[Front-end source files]
________________________________________

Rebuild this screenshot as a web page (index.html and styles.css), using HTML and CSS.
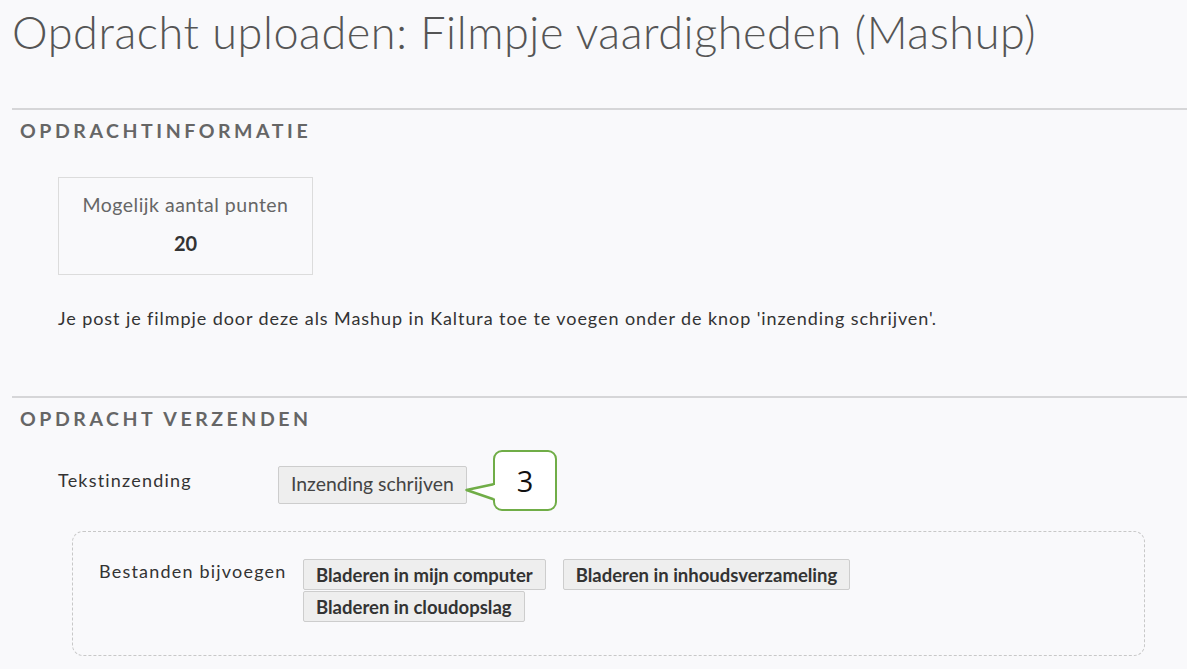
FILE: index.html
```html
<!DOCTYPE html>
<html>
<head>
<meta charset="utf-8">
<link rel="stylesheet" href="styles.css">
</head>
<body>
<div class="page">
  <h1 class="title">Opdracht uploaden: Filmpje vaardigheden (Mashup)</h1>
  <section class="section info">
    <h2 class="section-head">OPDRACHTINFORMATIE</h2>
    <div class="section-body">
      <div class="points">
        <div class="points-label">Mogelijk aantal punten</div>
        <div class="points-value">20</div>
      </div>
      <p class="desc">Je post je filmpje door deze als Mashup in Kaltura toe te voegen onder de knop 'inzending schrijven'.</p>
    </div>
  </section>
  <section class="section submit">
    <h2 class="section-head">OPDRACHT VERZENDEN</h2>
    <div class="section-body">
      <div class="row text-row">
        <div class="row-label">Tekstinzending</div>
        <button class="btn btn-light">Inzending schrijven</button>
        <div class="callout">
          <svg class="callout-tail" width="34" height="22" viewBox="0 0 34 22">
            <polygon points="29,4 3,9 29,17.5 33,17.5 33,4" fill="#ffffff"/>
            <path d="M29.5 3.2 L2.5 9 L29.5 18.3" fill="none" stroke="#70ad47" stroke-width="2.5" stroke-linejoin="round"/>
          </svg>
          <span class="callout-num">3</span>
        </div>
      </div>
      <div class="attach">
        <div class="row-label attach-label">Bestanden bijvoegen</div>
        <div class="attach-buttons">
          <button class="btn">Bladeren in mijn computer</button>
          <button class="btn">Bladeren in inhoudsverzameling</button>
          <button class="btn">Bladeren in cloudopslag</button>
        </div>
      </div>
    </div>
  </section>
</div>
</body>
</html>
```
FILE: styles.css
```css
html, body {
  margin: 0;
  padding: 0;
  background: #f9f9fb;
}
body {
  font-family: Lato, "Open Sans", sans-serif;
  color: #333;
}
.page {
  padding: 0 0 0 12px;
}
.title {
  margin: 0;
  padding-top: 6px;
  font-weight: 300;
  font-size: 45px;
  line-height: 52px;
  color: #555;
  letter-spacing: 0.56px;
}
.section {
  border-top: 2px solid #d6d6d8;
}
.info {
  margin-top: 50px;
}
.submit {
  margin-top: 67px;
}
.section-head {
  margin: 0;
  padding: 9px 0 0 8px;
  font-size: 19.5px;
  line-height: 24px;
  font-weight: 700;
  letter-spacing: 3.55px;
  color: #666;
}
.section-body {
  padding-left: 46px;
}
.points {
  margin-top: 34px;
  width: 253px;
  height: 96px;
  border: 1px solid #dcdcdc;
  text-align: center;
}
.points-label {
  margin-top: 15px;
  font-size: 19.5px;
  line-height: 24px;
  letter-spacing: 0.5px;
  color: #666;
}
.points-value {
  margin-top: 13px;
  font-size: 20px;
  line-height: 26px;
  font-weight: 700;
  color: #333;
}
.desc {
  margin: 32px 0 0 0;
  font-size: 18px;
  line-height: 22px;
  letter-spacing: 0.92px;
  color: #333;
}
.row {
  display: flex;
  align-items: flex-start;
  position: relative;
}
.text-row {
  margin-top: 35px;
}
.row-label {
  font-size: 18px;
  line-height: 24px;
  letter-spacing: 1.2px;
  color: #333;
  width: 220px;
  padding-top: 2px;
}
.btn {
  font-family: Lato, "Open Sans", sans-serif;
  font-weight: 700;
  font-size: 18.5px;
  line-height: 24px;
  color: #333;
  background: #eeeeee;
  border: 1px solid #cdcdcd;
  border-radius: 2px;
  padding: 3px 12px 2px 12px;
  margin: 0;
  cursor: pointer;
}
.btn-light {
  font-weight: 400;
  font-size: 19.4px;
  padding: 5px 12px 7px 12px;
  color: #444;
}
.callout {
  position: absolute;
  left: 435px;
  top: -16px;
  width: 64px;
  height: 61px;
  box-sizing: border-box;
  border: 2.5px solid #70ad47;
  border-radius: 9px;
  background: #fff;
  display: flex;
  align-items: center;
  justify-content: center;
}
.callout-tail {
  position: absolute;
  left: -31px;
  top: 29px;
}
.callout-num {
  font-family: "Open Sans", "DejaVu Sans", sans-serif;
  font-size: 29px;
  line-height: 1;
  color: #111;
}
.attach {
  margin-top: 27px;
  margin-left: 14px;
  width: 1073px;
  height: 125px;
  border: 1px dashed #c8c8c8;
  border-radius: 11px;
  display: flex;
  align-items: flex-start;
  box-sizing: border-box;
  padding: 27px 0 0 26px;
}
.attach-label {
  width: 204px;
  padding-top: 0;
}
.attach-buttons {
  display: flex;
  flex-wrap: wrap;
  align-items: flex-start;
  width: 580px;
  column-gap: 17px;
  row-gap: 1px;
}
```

________________________________________

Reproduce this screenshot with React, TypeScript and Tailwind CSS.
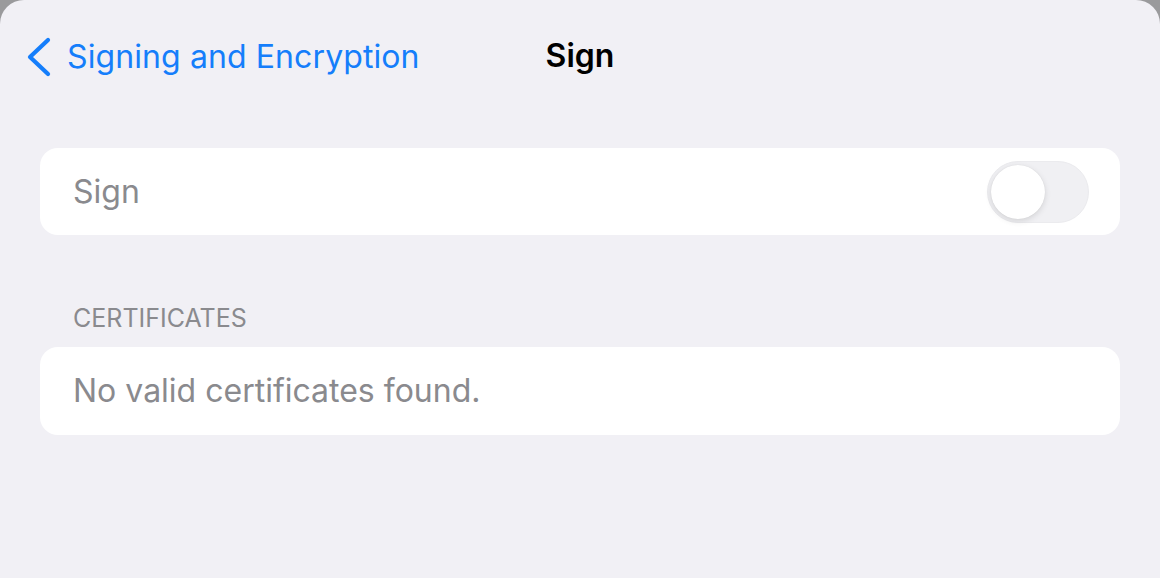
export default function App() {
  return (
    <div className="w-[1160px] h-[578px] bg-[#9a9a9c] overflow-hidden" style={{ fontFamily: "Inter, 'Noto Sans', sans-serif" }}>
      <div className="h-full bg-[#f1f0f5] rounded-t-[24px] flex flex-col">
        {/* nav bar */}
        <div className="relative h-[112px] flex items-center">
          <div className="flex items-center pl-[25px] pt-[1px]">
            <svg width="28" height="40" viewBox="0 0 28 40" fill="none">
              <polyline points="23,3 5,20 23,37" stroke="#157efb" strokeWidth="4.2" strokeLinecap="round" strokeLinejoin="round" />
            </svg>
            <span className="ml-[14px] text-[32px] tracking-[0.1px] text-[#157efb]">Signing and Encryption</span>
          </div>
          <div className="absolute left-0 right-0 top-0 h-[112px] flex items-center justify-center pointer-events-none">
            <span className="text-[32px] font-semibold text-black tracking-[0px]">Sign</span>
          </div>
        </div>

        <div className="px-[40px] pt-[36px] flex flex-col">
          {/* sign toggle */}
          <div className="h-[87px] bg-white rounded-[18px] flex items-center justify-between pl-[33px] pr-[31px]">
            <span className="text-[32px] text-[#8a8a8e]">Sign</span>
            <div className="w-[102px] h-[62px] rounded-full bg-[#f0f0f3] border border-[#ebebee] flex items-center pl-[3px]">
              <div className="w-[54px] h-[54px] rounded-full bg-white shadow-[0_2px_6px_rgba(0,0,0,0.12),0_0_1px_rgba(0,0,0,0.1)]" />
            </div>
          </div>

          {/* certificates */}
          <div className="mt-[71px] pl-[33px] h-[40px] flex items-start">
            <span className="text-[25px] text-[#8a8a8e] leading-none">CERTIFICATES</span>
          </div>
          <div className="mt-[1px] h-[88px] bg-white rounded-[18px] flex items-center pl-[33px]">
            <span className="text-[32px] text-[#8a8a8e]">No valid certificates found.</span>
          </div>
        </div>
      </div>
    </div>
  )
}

________________________________________

Give the number of lines in the entries that include the string "page", and nothing more.

*Expected answer*:
3